= TASK REQUIREMENTS =
Strip the pictures and reproduce the rest of the listing exactly.

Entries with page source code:

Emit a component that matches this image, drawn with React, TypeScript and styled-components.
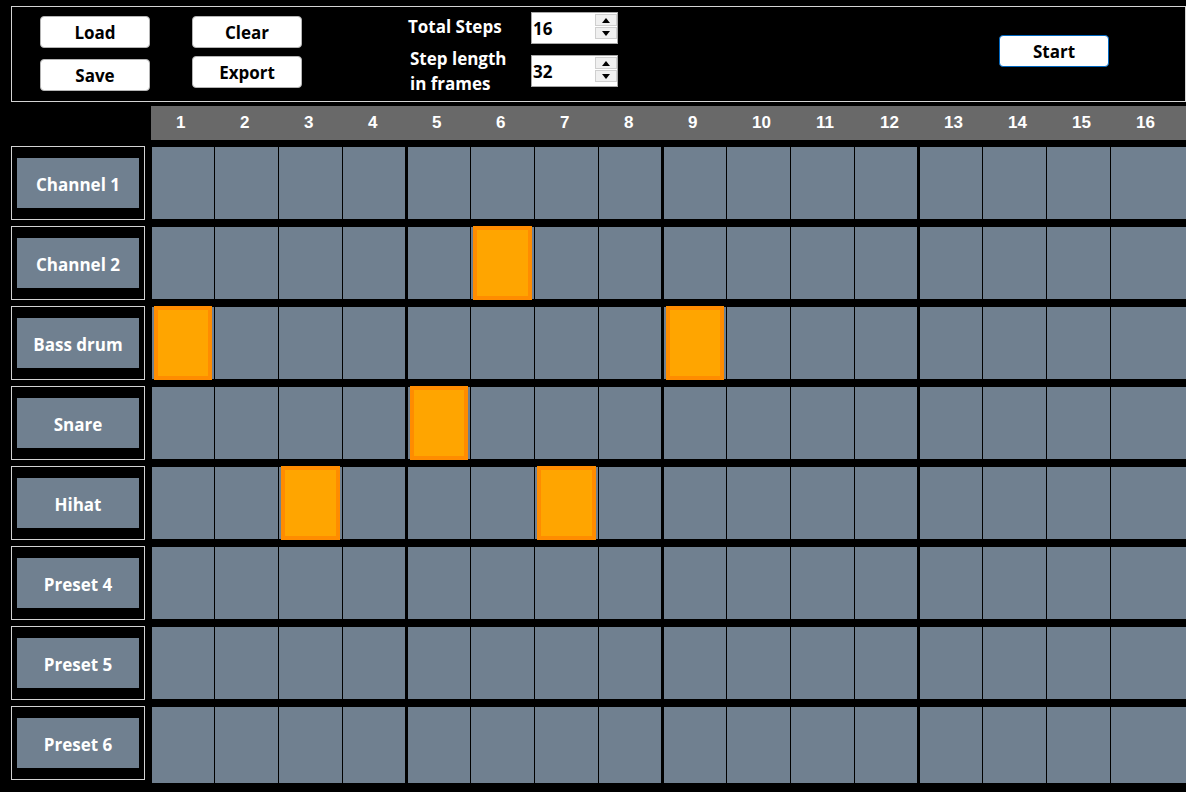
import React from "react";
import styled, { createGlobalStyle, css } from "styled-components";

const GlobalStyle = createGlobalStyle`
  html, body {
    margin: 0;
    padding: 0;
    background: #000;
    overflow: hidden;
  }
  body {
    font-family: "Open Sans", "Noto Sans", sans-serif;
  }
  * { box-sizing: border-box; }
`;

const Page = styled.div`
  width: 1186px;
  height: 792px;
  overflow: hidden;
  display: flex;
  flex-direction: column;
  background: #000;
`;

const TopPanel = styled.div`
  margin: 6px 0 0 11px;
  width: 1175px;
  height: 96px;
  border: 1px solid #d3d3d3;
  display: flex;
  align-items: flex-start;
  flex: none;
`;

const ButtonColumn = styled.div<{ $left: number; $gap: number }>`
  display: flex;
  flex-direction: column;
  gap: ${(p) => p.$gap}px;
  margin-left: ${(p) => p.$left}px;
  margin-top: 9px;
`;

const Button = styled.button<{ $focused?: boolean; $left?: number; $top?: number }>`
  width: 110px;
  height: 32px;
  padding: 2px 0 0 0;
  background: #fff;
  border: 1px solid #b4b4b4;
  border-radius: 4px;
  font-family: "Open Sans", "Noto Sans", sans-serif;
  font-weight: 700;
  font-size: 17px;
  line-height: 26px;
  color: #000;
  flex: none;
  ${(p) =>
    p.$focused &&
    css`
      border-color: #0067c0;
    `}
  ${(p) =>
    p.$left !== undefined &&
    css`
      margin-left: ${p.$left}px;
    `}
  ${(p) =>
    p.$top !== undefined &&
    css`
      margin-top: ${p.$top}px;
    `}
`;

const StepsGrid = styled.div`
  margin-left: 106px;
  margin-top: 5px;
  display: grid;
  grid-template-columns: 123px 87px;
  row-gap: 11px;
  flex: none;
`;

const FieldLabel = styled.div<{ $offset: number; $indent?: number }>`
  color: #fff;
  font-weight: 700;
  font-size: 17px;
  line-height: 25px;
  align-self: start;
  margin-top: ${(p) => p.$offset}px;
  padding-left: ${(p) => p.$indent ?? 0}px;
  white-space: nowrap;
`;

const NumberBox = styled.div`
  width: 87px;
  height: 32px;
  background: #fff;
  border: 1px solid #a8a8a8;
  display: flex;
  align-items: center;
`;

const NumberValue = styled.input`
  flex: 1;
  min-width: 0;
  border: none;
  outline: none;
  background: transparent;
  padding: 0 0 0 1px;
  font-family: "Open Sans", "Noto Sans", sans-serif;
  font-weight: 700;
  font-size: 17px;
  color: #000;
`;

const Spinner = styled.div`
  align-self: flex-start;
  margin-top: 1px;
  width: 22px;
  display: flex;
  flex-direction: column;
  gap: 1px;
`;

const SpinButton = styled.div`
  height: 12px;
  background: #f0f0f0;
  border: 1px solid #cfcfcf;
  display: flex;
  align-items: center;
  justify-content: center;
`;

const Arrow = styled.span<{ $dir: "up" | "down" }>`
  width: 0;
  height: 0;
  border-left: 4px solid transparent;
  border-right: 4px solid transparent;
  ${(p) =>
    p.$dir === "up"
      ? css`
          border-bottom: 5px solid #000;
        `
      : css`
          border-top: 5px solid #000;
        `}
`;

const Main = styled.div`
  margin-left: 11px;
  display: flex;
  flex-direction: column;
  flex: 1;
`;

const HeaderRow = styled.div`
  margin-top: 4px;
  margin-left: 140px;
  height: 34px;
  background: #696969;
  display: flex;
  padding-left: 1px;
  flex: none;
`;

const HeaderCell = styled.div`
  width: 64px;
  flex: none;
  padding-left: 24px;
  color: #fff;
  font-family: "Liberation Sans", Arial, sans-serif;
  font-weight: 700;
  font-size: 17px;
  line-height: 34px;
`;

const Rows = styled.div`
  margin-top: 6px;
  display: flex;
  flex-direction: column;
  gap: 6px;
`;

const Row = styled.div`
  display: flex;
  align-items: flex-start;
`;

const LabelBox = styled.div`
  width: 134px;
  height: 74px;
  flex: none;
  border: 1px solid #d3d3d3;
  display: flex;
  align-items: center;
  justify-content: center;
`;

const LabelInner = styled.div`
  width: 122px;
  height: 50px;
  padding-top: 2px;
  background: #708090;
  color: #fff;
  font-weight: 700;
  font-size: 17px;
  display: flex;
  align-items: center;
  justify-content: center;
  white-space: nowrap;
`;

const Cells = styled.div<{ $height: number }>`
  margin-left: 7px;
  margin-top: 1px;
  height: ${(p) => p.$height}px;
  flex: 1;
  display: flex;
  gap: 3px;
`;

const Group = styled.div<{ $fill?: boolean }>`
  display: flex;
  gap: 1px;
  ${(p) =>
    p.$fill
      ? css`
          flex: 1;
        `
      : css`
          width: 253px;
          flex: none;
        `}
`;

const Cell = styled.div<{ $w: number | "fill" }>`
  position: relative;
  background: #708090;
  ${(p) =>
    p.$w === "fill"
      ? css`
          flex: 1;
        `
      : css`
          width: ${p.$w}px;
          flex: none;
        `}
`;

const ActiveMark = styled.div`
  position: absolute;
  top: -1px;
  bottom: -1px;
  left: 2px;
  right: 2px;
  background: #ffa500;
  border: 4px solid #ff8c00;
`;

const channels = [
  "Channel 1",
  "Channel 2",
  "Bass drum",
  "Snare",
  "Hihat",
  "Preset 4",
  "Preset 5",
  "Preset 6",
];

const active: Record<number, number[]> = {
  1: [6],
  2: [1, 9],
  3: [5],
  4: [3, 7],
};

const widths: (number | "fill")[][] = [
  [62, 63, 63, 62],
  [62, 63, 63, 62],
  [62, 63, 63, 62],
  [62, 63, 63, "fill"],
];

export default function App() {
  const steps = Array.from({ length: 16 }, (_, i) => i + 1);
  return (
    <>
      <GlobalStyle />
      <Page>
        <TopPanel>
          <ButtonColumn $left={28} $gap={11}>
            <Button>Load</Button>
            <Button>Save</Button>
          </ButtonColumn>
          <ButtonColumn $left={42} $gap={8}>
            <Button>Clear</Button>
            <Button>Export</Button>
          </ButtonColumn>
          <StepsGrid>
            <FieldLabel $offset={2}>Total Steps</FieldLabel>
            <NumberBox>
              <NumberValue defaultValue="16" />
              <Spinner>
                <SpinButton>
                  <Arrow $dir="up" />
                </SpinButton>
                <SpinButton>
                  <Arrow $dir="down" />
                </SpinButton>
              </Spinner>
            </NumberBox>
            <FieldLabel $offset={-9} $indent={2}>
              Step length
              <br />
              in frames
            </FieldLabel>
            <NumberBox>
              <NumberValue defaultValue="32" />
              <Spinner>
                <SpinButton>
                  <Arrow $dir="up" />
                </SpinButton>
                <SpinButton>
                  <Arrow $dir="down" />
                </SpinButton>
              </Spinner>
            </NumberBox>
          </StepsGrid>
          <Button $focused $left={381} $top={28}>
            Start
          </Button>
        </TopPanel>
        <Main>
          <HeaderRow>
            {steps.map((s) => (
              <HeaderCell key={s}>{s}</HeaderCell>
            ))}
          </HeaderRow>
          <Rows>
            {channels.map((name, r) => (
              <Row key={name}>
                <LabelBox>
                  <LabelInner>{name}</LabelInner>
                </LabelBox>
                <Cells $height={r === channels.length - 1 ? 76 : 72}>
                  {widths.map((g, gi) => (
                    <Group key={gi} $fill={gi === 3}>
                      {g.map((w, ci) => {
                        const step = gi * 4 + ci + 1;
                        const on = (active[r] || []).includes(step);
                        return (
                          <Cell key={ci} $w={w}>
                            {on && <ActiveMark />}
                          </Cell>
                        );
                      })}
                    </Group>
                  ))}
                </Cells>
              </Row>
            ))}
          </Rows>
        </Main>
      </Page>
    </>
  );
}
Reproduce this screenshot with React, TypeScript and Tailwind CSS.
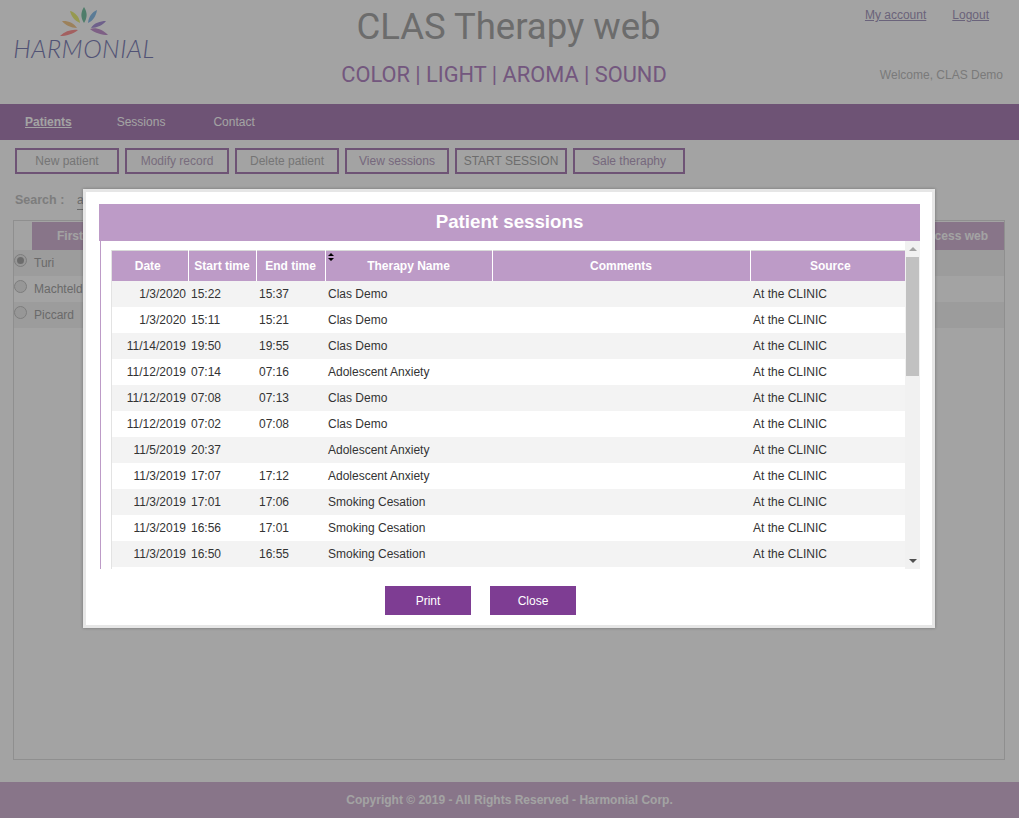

= SOLUTION TO THIS EXERCISE =
Emit a component that matches this image, drawn with React, TypeScript and styled-components.
import React from "react";
import styled, { createGlobalStyle, css } from "styled-components";

const GlobalStyle = createGlobalStyle`
  html, body {
    margin: 0;
    padding: 0;
    background: #000;
    overflow: hidden;
  }
  body {
    font-family: "Open Sans", "Noto Sans", sans-serif;
  }
  * { box-sizing: border-box; }
`;

const Page = styled.div`
  width: 1186px;
  height: 792px;
  overflow: hidden;
  display: flex;
  flex-direction: column;
  background: #000;
`;

const TopPanel = styled.div`
  margin: 6px 0 0 11px;
  width: 1175px;
  height: 96px;
  border: 1px solid #d3d3d3;
  display: flex;
  align-items: flex-start;
  flex: none;
`;

const ButtonColumn = styled.div<{ $left: number; $gap: number }>`
  display: flex;
  flex-direction: column;
  gap: ${(p) => p.$gap}px;
  margin-left: ${(p) => p.$left}px;
  margin-top: 9px;
`;

const Button = styled.button<{ $focused?: boolean; $left?: number; $top?: number }>`
  width: 110px;
  height: 32px;
  padding: 2px 0 0 0;
  background: #fff;
  border: 1px solid #b4b4b4;
  border-radius: 4px;
  font-family: "Open Sans", "Noto Sans", sans-serif;
  font-weight: 700;
  font-size: 17px;
  line-height: 26px;
  color: #000;
  flex: none;
  ${(p) =>
    p.$focused &&
    css`
      border-color: #0067c0;
    `}
  ${(p) =>
    p.$left !== undefined &&
    css`
      margin-left: ${p.$left}px;
    `}
  ${(p) =>
    p.$top !== undefined &&
    css`
      margin-top: ${p.$top}px;
    `}
`;

const StepsGrid = styled.div`
  margin-left: 106px;
  margin-top: 5px;
  display: grid;
  grid-template-columns: 123px 87px;
  row-gap: 11px;
  flex: none;
`;

const FieldLabel = styled.div<{ $offset: number; $indent?: number }>`
  color: #fff;
  font-weight: 700;
  font-size: 17px;
  line-height: 25px;
  align-self: start;
  margin-top: ${(p) => p.$offset}px;
  padding-left: ${(p) => p.$indent ?? 0}px;
  white-space: nowrap;
`;

const NumberBox = styled.div`
  width: 87px;
  height: 32px;
  background: #fff;
  border: 1px solid #a8a8a8;
  display: flex;
  align-items: center;
`;

const NumberValue = styled.input`
  flex: 1;
  min-width: 0;
  border: none;
  outline: none;
  background: transparent;
  padding: 0 0 0 1px;
  font-family: "Open Sans", "Noto Sans", sans-serif;
  font-weight: 700;
  font-size: 17px;
  color: #000;
`;

const Spinner = styled.div`
  align-self: flex-start;
  margin-top: 1px;
  width: 22px;
  display: flex;
  flex-direction: column;
  gap: 1px;
`;

const SpinButton = styled.div`
  height: 12px;
  background: #f0f0f0;
  border: 1px solid #cfcfcf;
  display: flex;
  align-items: center;
  justify-content: center;
`;

const Arrow = styled.span<{ $dir: "up" | "down" }>`
  width: 0;
  height: 0;
  border-left: 4px solid transparent;
  border-right: 4px solid transparent;
  ${(p) =>
    p.$dir === "up"
      ? css`
          border-bottom: 5px solid #000;
        `
      : css`
          border-top: 5px solid #000;
        `}
`;

const Main = styled.div`
  margin-left: 11px;
  display: flex;
  flex-direction: column;
  flex: 1;
`;

const HeaderRow = styled.div`
  margin-top: 4px;
  margin-left: 140px;
  height: 34px;
  background: #696969;
  display: flex;
  padding-left: 1px;
  flex: none;
`;

const HeaderCell = styled.div`
  width: 64px;
  flex: none;
  padding-left: 24px;
  color: #fff;
  font-family: "Liberation Sans", Arial, sans-serif;
  font-weight: 700;
  font-size: 17px;
  line-height: 34px;
`;

const Rows = styled.div`
  margin-top: 6px;
  display: flex;
  flex-direction: column;
  gap: 6px;
`;

const Row = styled.div`
  display: flex;
  align-items: flex-start;
`;

const LabelBox = styled.div`
  width: 134px;
  height: 74px;
  flex: none;
  border: 1px solid #d3d3d3;
  display: flex;
  align-items: center;
  justify-content: center;
`;

const LabelInner = styled.div`
  width: 122px;
  height: 50px;
  padding-top: 2px;
  background: #708090;
  color: #fff;
  font-weight: 700;
  font-size: 17px;
  display: flex;
  align-items: center;
  justify-content: center;
  white-space: nowrap;
`;

const Cells = styled.div<{ $height: number }>`
  margin-left: 7px;
  margin-top: 1px;
  height: ${(p) => p.$height}px;
  flex: 1;
  display: flex;
  gap: 3px;
`;

const Group = styled.div<{ $fill?: boolean }>`
  display: flex;
  gap: 1px;
  ${(p) =>
    p.$fill
      ? css`
          flex: 1;
        `
      : css`
          width: 253px;
          flex: none;
        `}
`;

const Cell = styled.div<{ $w: number | "fill" }>`
  position: relative;
  background: #708090;
  ${(p) =>
    p.$w === "fill"
      ? css`
          flex: 1;
        `
      : css`
          width: ${p.$w}px;
          flex: none;
        `}
`;

const ActiveMark = styled.div`
  position: absolute;
  top: -1px;
  bottom: -1px;
  left: 2px;
  right: 2px;
  background: #ffa500;
  border: 4px solid #ff8c00;
`;

const channels = [
  "Channel 1",
  "Channel 2",
  "Bass drum",
  "Snare",
  "Hihat",
  "Preset 4",
  "Preset 5",
  "Preset 6",
];

const active: Record<number, number[]> = {
  1: [6],
  2: [1, 9],
  3: [5],
  4: [3, 7],
};

const widths: (number | "fill")[][] = [
  [62, 63, 63, 62],
  [62, 63, 63, 62],
  [62, 63, 63, 62],
  [62, 63, 63, "fill"],
];

export default function App() {
  const steps = Array.from({ length: 16 }, (_, i) => i + 1);
  return (
    <>
      <GlobalStyle />
      <Page>
        <TopPanel>
          <ButtonColumn $left={28} $gap={11}>
            <Button>Load</Button>
            <Button>Save</Button>
          </ButtonColumn>
          <ButtonColumn $left={42} $gap={8}>
            <Button>Clear</Button>
            <Button>Export</Button>
          </ButtonColumn>
          <StepsGrid>
            <FieldLabel $offset={2}>Total Steps</FieldLabel>
            <NumberBox>
              <NumberValue defaultValue="16" />
              <Spinner>
                <SpinButton>
                  <Arrow $dir="up" />
                </SpinButton>
                <SpinButton>
                  <Arrow $dir="down" />
                </SpinButton>
              </Spinner>
            </NumberBox>
            <FieldLabel $offset={-9} $indent={2}>
              Step length
              <br />
              in frames
            </FieldLabel>
            <NumberBox>
              <NumberValue defaultValue="32" />
              <Spinner>
                <SpinButton>
                  <Arrow $dir="up" />
                </SpinButton>
                <SpinButton>
                  <Arrow $dir="down" />
                </SpinButton>
              </Spinner>
            </NumberBox>
          </StepsGrid>
          <Button $focused $left={381} $top={28}>
            Start
          </Button>
        </TopPanel>
        <Main>
          <HeaderRow>
            {steps.map((s) => (
              <HeaderCell key={s}>{s}</HeaderCell>
            ))}
          </HeaderRow>
          <Rows>
            {channels.map((name, r) => (
              <Row key={name}>
                <LabelBox>
                  <LabelInner>{name}</LabelInner>
                </LabelBox>
                <Cells $height={r === channels.length - 1 ? 76 : 72}>
                  {widths.map((g, gi) => (
                    <Group key={gi} $fill={gi === 3}>
                      {g.map((w, ci) => {
                        const step = gi * 4 + ci + 1;
                        const on = (active[r] || []).includes(step);
                        return (
                          <Cell key={ci} $w={w}>
                            {on && <ActiveMark />}
                          </Cell>
                        );
                      })}
                    </Group>
                  ))}
                </Cells>
              </Row>
            ))}
          </Rows>
        </Main>
      </Page>
    </>
  );
}
Reproduce this screenshot with React, TypeScript and Tailwind CSS.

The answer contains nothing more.